His grip on now and then began to soften. The heat brought on mild slips of focus. At times he thought he was being captured by Cherrystone’s men, following that time he’d been stationed in Quadling Country, in Qhoyre. After he’d helped torch the bridge at Bengda, with Ansonby and Burny and the other fellows. After he’d seen the Quadling parents, their own backs sporting wings of fire, slinging their daughter into the water, hoping she might clear the burning oil on the river, hoping she might survive somehow. He wept for that little girl now. He would never know if she had made it, or if he had succeeded in fulfilling his military mission and murdering her and her parents. He deserved to be caught at last, though Cherrystone would be clapping him on the back, rum chap, for a campaign carried out successfully. Liir would make Prime Menacier if he could be forgiven for skedaddling.

Daughters. The girl should have been able to fly above the flaming waters. But who could teach daughters to fly? Parents were by definition earthbound, grub eaters, feet in their own coffins, by dint of being parents.

He once thought he was crossing the Disappointments on horseback, Trism on a mount just behind him.

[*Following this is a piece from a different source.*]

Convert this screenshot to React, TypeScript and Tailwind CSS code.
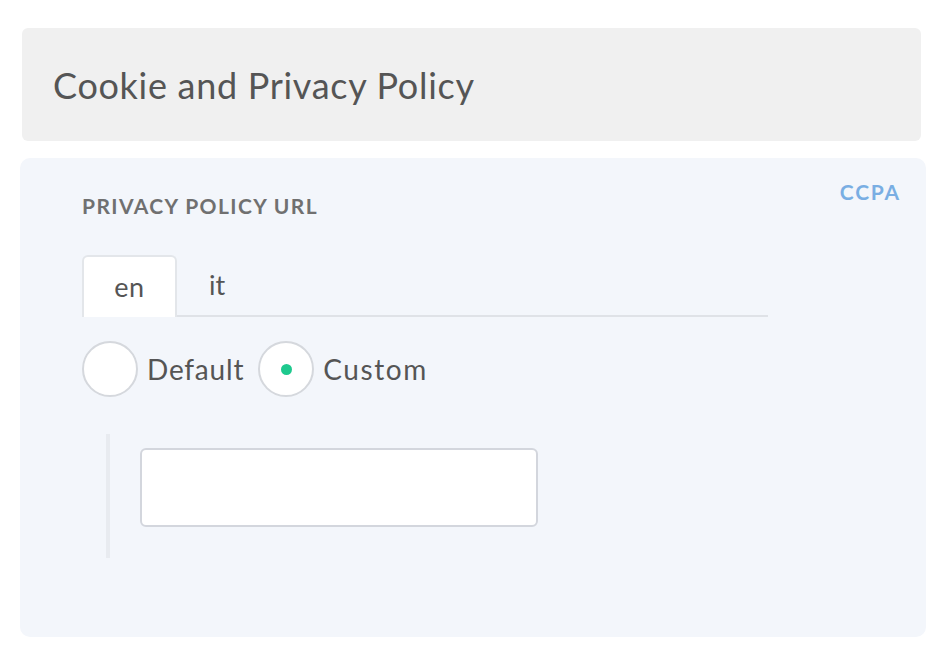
export default function App() {
  return (
    <div className="w-[944px] h-[652px] bg-white pt-[28px] font-['Lato',sans-serif]">
      <div className="mx-[22px] mr-[23px] h-[113px] rounded-md bg-[#f0f0f0] flex items-center pl-[31px]">
        <h1 className="text-[36px] text-[#555555] tracking-[0.7px]">Cookie and Privacy Policy</h1>
      </div>

      <div className="ml-[20px] mr-[18px] mt-[17px] h-[479px] rounded-[10px] bg-[#f3f6fb] flex justify-between pt-[22px] pl-[62px] pr-[25px]">
        <div className="flex flex-col">
          <div className="mt-[14px] text-[21px] font-bold text-[#707070] leading-6 tracking-[1.4px]">PRIVACY POLICY URL</div>

          <div className="mt-[37px] w-[686px] flex items-end border-b-2 border-[#dfe2e7]">
            <div className="w-[95px] h-[62px] -mb-[2px] bg-white border-2 border-b-0 border-[#e3e6ea] rounded-t-md flex items-center justify-center text-[27px] text-[#555555] tracking-[0.5px]">
              en
            </div>
            <div className="w-[80px] h-[60px] flex items-center justify-center text-[27px] text-[#555555]">it</div>
          </div>

          <div className="mt-[24px] flex items-center">
            <span className="w-[56px] h-[56px] rounded-full border-2 border-[#d5d8dd] bg-white" />
            <span className="ml-[9px] text-[28px] text-[#555555] tracking-[0.8px]">Default</span>
            <span className="ml-[14px] w-[56px] h-[56px] rounded-full border-2 border-[#d5d8dd] bg-white flex items-center justify-center">
              <span className="w-[11px] h-[11px] rounded-full bg-[#1ec98e]" />
            </span>
            <span className="ml-[9px] text-[28px] text-[#555555] tracking-[1.6px]">Custom</span>
          </div>

          <div className="mt-[37px] ml-[24px] h-[124px] border-l-4 border-[#e8ebf0] pl-[30px] pt-[14px]">
            <input
              type="text"
              className="w-[398px] h-[79px] bg-white border-2 border-[#d3d6dd] rounded-md outline-none"
            />
          </div>
        </div>

        <a className="text-[21px] font-bold text-[#79aee3] leading-6 self-start tracking-[1.8px]">CCPA</a>
      </div>
    </div>
  );
}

It was dawn, a rimefrost was on the ground, but however Liir twisted, he couldn’t catch sight of his lover.

Other times Liir thought he’d reached the sanctuary of Nether How. The men on horseback around him seemed to shimmer and disappear, and the horses too, and Liir, the scourge of Oz, was continuing alone, on foot. He wanted to sleep against a hill, he wanted to fall into the falling leaves. To melt away the soil as he might melt away a snowbank. To sink into a grave he had burned for himself. But as he lay there in the dappled grass among the sheep droppings, he began to elevate out of his body—maybe he was dying—and he saw an old codger materialize in the trees and look about with a curious or perhaps a guilty expression. He carried the Grimmerie with him. He consulted the book for a moment, closed it decisively, and headed north.

This time Liir shouted out, “You have no right to plant that danger here! Take it back! We don’t want it!”

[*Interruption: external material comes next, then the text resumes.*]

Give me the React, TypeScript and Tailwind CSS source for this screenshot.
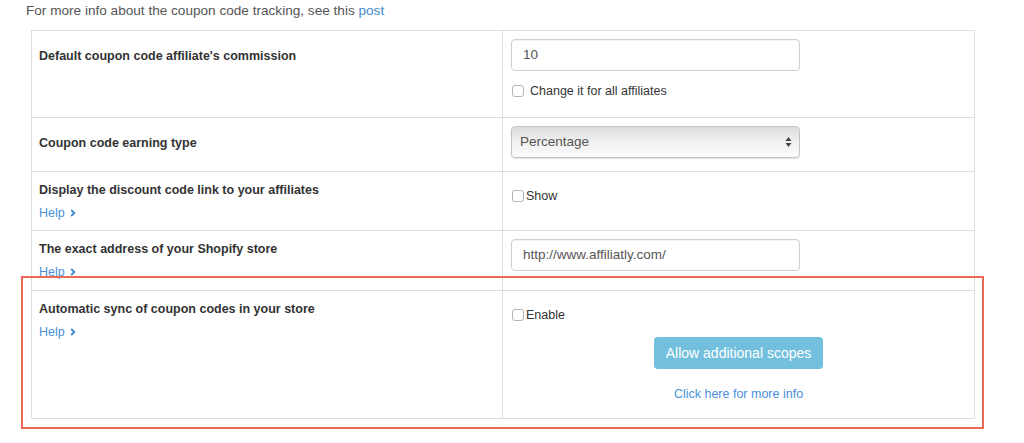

But the horsemen reemerged and cuffed him silent. He was on a horse, being taken somewhere by men to whom he’d never been properly introduced.

He noticed the jackal moon, sooner or later, and remembered the last time he’d seen it. That was just before he met Candle and fell in love with her, before he met Trism and fell in love with him. The jackal moon was no friend to love. Fall under its spell and look what happens. Your wife never forgives you for giving her a child who must be hidden to survive. Your boyfriend never returns. You have your life, that scrappy thing you keep dragging after you as long as you can. Less visible than the weightless shadow you also drag but oh, so much heavier. You have your hopes for your daughter. You have little else.

Except the damn book.

He turned his head from the jackal moon, unwilling to meet its eye. Cutting it in society. You’ve already had your truck with me. I’m not going to scombre in the snowdrifts for you like a poodle. Look elsewhere, jackal. Hunt up some other jerk. I want no more love and no more regret than the investments I’ve already made.

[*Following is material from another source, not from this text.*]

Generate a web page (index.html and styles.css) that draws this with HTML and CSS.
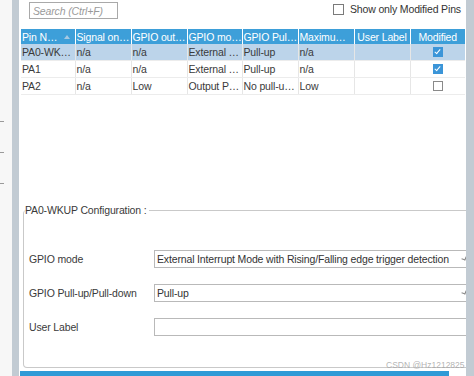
FILE: index.html
```html
<!DOCTYPE html>
<html lang="en">
<head>
    <meta charset="UTF-8">
    <title>Pin Configuration</title>
    <link rel="stylesheet" href="styles.css">
</head>
<body>
    <div class="window">
        <div class="side">
            <span class="tick"></span>
            <span class="tick"></span>
            <span class="tick"></span>
        </div>
        <div class="bar"></div>
        <div class="main">
            <div class="toolbar">
                <input class="search" type="text" placeholder="Search (Ctrl+F)">
                <label class="only-modified"><span class="box"></span>Show only Modified Pins</label>
            </div>

            <table class="pins">
                <colgroup>
                    <col style="width:54px"><col style="width:56px"><col style="width:56px"><col style="width:55px">
                    <col style="width:56px"><col style="width:56px"><col style="width:56px"><col style="width:55px">
                </colgroup>
                <thead>
                    <tr>
                        <th>Pin N… <span class="sort"></span></th>
                        <th>Signal on…</th>
                        <th>GPIO out…</th>
                        <th>GPIO mo…</th>
                        <th>GPIO Pul…</th>
                        <th>Maximu…</th>
                        <th class="center">User Label</th>
                        <th class="center">Modified</th>
                    </tr>
                </thead>
                <tbody>
                    <tr class="selected">
                        <td>PA0-WK…</td><td>n/a</td><td>n/a</td><td>External …</td>
                        <td>Pull-up</td><td>n/a</td><td></td><td class="center"><span class="check on"></span></td>
                    </tr>
                    <tr>
                        <td>PA1</td><td>n/a</td><td>n/a</td><td>External …</td>
                        <td>Pull-up</td><td>n/a</td><td></td><td class="center"><span class="check on"></span></td>
                    </tr>
                    <tr>
                        <td>PA2</td><td>n/a</td><td>Low</td><td>Output P…</td>
                        <td>No pull-u…</td><td>Low</td><td></td><td class="center"><span class="check"></span></td>
                    </tr>
                </tbody>
            </table>

            <section class="config">
                <div class="config-title"><span>PA0-WKUP Configuration :</span></div>
                <div class="form">
                    <span class="label">GPIO mode</span>
                    <div class="field">External Interrupt Mode with Rising/Falling edge trigger detection<span class="arrow"></span></div>
                    <span class="label">GPIO Pull-up/Pull-down</span>
                    <div class="field">Pull-up<span class="arrow"></span></div>
                    <span class="label">User Label</span>
                    <div class="field"></div>
                </div>
            </section>

            <div class="status"></div>
        </div>
        <div class="bar bar-right"></div>
    </div>
    <div class="watermark">CSDN @Hz1212825</div>
</body>
</html>
```

FILE: styles.css
```css
body {
    margin: 0;
    font-family: "Liberation Sans", Arial, sans-serif;
    font-size: 10.5px;
    letter-spacing: -0.15px;
    color: #3a3a3a;
    background: #ffffff;
}
.window {
    display: flex;
    height: 376px;
    width: 474px;
    overflow: hidden;
    position: relative;
}
.side {
    width: 12px;
    background: #f7f7f7;
    display: flex;
    flex-direction: column;
    padding-top: 121px;
    gap: 30px;
    box-sizing: border-box;
}
.tick {
    display: block;
    width: 4px;
    height: 1px;
    background: #9a9a9a;
}
.bar {
    width: 7px;
    background: #c2cbd3;
    flex-shrink: 0;
}
.bar-right {
    width: 8px;
}
.main {
    width: 447px;
    display: flex;
    flex-direction: column;
    overflow: hidden;
    background: #ffffff;
}
.toolbar {
    height: 29px;
    display: flex;
    align-items: flex-start;
    padding: 2px 0 0 10px;
    box-sizing: border-box;
    flex-shrink: 0;
}
.search {
    width: 89px;
    height: 17px;
    box-sizing: border-box;
    border: 1px solid #a9a9a9;
    padding: 0 3px;
    font-family: inherit;
    font-size: 10.5px;
    letter-spacing: -0.15px;
    outline: none;
}
.search::placeholder {
    color: #9a9a9a;
    font-style: italic;
}
.only-modified {
    margin-left: 215px;
    margin-top: 1px;
    display: flex;
    align-items: center;
    gap: 6px;
    white-space: nowrap;
    color: #333;
}
.box {
    width: 11px;
    height: 11px;
    box-sizing: border-box;
    border: 1px solid #7a7a7a;
    background: #fff;
}
.pins {
    margin-left: 2px;
    width: 444px;
    table-layout: fixed;
    border-collapse: collapse;
    flex-shrink: 0;
}
.pins th {
    background: #3d9fd9;
    color: #ffffff;
    font-weight: normal;
    text-align: left;
    height: 15px;
    padding: 0 1px;
    border-left: 1px solid #ffffff;
    white-space: nowrap;
    overflow: hidden;
}
.pins th:first-child {
    border-left: none;
}
.pins td {
    height: 16px;
    padding: 0 1px;
    border-left: 1px solid #e6e6e6;
    border-bottom: 1px solid #ececec;
    white-space: nowrap;
    overflow: hidden;
}
.pins td:first-child {
    border-left: none;
}
.pins .center {
    text-align: center;
}
.pins .selected td {
    background: #bcd4ea;
}
.sort {
    display: inline-block;
    margin-left: 4px;
    width: 0;
    height: 0;
    border-left: 3px solid transparent;
    border-right: 3px solid transparent;
    border-bottom: 4px solid #a6c8e2;
    vertical-align: 2px;
}
.check {
    display: inline-block;
    width: 10px;
    height: 10px;
    box-sizing: border-box;
    border: 1px solid #8a8a8a;
    background: #fff;
    vertical-align: -1px;
    position: relative;
}
.check.on {
    background: #3b95d8;
    border-color: #3b95d8;
}
.check.on::after {
    content: "";
    position: absolute;
    left: 2px;
    top: 0;
    width: 2px;
    height: 5px;
    border-right: 1.5px solid #fff;
    border-bottom: 1.5px solid #fff;
    transform: rotate(40deg);
}
.config {
    margin: 115px 0 0 4px;
    width: 462px;
    height: 158px;
    box-sizing: border-box;
    border: 1px solid #c9c9c9;
    border-top: none;
    border-radius: 0 0 4px 4px;
    padding: 0 0 0 5px;
    flex-shrink: 0;
}
.config-title {
    display: flex;
    align-items: center;
    height: 14px;
    margin: -7px 0 0 -6px;
    background: #fff;
    color: #3a3a3a;
}
.config-title::after {
    content: "";
    flex: 1;
    height: 1px;
    background: #c9c9c9;
    margin-left: 3px;
}
.config-title span {
    padding-left: 1px;
    border-left: 1px solid #c9c9c9;
    border-top-left-radius: 4px;
    margin-top: 7px;
    height: 7px;
    line-height: 0;
}
.form {
    display: grid;
    grid-template-columns: 125px 1fr;
    grid-auto-rows: 18px;
    row-gap: 16px;
    align-items: center;
    padding-top: 33px;
}
.field {
    height: 18px;
    box-sizing: border-box;
    border: 1px solid #b9b9b9;
    background: #fff;
    padding: 0 2px;
    display: flex;
    align-items: center;
    justify-content: space-between;
    white-space: nowrap;
    color: #333;
    width: 318px;
}
.arrow {
    width: 3px;
    height: 3px;
    border-right: 1px solid #888;
    border-bottom: 1px solid #888;
    transform: rotate(20deg);
    margin-right: 3px;
    margin-bottom: 3px;
}
.status {
    margin-top: 3px;
    margin-left: 1px;
    width: 429px;
    height: 6px;
    background: #2f9ad6;
    flex-shrink: 0;
}
.watermark {
    position: absolute;
    left: 386px;
    top: 360px;
    font-size: 8.5px;
    white-space: nowrap;
    color: rgba(165, 165, 165, 0.85);
    letter-spacing: 0;
}
```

It was a better day. Maybe more protein in the diet, or his blood was slowly replenishing itself. He was more alert. He realized that by now they must have passed any turnoff to the Emerald City. They’d been weeks on the road, no? They were approaching a range of low hills spiked with the scorched trunks of scrub pine. Maybe torched to reduce coverage for snipers. The Madeleines, probably. So he worked it out. They were coming up near the border between Gillikin and Munchkinland, where the second army of the Emerald City was said to be in fierce hostilities with an Animal contingent roped up by the Munchkinlanders. Though he could read no sign of activity at the moment. Were they going to try to make a run for it, cross the breach of wasteland?

Or maybe hostilities had been concluded, miraculously. It could happen. Wars stop eventually, don’t they? If not in our own lifetimes, surely peace hies into sight for our children?

Around midafternoon on a day of dry, hurrying winds that whipped the first leaves of autumn around the horses’ hooves, the captors stopped. An outcropping of feldspar trusset, sparkling with mica, big enough to be a landmark.